This, my friends, is a Teasel. In its spiky form you can see the ancestor of cards and combs and all of the other horrifically-clawed, tetanus-shot-requiring modern tools of fiber processing. It is the origin of the verb “tease”, as in “to tease out the ends of a knot.” Don’t teased bangs look a lot like a fluffy rolag? I found this growing wild in the Willows outdoor learning center at the Chatfield School in MI – another thing I have never seen before! At this point the spines are soft and flexible, but as the head dried they became stiff and perfect for combing out the tips of locks.
|Basswood inner bark fiber
This, also from the willows, is the inner bark of the basswood tree – closely related to one of my favorite trees, the linden. This is one of the strongest fibers to be found in nature – it makes amazing rope.
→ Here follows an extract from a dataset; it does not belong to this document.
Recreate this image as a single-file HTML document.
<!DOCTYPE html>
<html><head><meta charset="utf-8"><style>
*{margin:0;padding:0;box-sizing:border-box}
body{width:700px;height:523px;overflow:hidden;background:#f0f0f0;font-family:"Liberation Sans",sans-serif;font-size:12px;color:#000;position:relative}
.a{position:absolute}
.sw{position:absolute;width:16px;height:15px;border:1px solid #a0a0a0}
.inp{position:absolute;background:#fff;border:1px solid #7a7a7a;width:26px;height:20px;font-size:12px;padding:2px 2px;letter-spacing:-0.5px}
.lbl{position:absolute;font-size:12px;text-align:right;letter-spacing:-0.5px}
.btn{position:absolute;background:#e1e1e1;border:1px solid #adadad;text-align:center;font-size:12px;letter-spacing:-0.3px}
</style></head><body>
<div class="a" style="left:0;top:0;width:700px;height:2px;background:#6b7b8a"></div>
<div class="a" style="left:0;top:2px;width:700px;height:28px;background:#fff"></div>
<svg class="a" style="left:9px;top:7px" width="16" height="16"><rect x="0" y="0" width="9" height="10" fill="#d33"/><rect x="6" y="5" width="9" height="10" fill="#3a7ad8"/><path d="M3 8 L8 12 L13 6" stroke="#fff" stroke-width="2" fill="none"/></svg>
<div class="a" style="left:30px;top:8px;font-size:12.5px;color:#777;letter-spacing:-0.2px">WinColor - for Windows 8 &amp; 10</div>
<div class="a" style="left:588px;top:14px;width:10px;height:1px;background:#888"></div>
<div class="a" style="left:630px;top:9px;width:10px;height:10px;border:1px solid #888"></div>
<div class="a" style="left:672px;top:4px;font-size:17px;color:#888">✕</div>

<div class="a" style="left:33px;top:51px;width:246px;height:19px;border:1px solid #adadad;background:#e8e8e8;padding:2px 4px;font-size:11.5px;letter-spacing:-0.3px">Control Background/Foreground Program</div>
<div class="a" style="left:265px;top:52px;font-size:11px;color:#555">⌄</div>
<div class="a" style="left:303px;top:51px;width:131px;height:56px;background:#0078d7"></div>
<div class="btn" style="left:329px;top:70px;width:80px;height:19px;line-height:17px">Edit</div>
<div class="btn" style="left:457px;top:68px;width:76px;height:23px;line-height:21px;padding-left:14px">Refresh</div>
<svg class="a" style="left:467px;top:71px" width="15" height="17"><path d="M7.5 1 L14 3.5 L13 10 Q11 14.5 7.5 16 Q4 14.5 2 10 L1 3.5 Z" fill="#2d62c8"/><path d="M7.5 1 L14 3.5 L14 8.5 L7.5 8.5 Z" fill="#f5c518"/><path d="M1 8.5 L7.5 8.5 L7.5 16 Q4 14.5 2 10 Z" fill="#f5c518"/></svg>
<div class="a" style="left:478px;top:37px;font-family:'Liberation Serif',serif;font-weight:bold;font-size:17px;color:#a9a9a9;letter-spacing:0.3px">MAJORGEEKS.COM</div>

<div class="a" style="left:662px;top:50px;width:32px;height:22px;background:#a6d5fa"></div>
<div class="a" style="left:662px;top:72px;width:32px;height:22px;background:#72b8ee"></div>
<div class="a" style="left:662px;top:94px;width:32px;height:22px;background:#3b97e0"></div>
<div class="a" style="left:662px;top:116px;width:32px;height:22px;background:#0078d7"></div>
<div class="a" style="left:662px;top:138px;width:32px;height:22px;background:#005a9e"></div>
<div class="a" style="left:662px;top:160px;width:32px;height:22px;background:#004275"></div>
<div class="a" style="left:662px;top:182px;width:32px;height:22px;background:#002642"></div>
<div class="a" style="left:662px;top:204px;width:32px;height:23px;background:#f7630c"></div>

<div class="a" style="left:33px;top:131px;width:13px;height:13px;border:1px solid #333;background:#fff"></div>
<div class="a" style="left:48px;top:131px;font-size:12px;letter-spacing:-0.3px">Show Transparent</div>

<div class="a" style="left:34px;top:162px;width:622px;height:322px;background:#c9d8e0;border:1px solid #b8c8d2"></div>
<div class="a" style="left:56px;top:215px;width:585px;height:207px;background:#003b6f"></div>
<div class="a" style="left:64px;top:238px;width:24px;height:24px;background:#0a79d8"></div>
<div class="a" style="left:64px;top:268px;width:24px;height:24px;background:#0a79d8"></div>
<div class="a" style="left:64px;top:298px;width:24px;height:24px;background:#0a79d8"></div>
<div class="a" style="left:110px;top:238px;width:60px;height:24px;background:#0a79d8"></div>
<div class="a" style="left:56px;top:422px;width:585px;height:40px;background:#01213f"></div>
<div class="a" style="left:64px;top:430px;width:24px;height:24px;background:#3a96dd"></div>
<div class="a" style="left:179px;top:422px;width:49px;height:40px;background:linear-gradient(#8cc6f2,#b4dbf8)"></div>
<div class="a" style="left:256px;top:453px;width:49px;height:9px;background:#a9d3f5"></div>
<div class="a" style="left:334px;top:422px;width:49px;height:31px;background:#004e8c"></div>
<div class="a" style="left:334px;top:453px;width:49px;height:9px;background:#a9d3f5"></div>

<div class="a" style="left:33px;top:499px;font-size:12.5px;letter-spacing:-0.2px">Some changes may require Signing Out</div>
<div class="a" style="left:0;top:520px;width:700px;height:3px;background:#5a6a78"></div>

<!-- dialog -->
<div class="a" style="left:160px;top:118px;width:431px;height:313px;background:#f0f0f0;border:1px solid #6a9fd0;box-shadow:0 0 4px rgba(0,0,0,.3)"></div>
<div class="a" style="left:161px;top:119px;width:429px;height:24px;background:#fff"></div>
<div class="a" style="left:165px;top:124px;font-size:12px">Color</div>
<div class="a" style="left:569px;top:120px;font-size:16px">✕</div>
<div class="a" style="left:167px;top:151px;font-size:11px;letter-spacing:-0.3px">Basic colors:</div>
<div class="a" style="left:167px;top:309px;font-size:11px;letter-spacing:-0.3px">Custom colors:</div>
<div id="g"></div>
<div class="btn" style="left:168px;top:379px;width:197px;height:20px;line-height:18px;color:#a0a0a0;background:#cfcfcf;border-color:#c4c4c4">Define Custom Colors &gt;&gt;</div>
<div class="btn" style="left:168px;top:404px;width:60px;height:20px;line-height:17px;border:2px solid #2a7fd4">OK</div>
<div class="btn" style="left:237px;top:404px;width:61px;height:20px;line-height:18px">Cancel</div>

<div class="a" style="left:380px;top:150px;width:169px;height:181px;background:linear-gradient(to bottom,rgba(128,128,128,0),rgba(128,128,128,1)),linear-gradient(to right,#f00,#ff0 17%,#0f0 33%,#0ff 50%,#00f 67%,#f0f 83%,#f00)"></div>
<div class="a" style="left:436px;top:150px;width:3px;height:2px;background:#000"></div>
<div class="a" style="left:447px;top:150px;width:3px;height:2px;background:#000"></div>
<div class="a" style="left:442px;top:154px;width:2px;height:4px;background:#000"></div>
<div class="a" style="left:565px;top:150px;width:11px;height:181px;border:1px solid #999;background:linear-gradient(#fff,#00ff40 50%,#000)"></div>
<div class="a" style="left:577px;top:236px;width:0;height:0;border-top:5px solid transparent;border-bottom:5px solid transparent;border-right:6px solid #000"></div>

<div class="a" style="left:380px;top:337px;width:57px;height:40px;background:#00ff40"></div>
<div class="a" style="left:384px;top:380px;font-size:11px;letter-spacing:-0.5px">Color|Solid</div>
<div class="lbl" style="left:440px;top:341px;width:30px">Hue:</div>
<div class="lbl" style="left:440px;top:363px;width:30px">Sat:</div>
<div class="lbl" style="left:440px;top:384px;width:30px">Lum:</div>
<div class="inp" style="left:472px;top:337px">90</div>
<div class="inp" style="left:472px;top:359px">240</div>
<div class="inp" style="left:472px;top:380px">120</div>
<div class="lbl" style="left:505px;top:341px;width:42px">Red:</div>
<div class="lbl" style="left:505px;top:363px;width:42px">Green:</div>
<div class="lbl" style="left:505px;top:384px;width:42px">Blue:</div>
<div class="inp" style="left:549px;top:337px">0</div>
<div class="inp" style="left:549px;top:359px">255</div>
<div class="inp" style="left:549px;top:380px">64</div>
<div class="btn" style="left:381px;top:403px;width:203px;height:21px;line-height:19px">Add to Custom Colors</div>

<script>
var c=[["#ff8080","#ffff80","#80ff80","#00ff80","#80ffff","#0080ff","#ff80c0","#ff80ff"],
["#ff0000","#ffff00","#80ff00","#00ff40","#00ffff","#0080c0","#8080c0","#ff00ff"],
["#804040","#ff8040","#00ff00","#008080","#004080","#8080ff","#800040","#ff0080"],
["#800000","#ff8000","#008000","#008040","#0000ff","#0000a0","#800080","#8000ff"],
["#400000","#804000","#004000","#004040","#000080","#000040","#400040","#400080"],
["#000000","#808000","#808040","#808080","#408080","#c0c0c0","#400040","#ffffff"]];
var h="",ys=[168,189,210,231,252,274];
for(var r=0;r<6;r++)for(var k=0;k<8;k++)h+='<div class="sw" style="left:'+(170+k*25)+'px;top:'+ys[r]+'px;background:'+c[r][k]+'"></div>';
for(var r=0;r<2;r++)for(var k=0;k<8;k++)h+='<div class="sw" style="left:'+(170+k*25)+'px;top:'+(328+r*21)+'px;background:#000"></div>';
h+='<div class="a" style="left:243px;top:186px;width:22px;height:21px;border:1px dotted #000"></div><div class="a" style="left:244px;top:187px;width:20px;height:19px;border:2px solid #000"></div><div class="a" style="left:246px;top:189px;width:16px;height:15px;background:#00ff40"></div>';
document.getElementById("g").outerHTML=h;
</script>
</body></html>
Like many natural plant fibers it’s a bit hard to extract into this form – Peter of the Willows center said these branches had fallen into a street, so the cars driving over them did most of the work of cracking the bark off. This is something I’d definitely like to try myself.
I spun this with my new Golding in the airport and at the PDC talent show, from the first roving I ever bought – a bicolor wool I got at the NCFF last year. I’ve completely forgotten the breeds but I plan to get some more in a couple weeks – the color is lovely.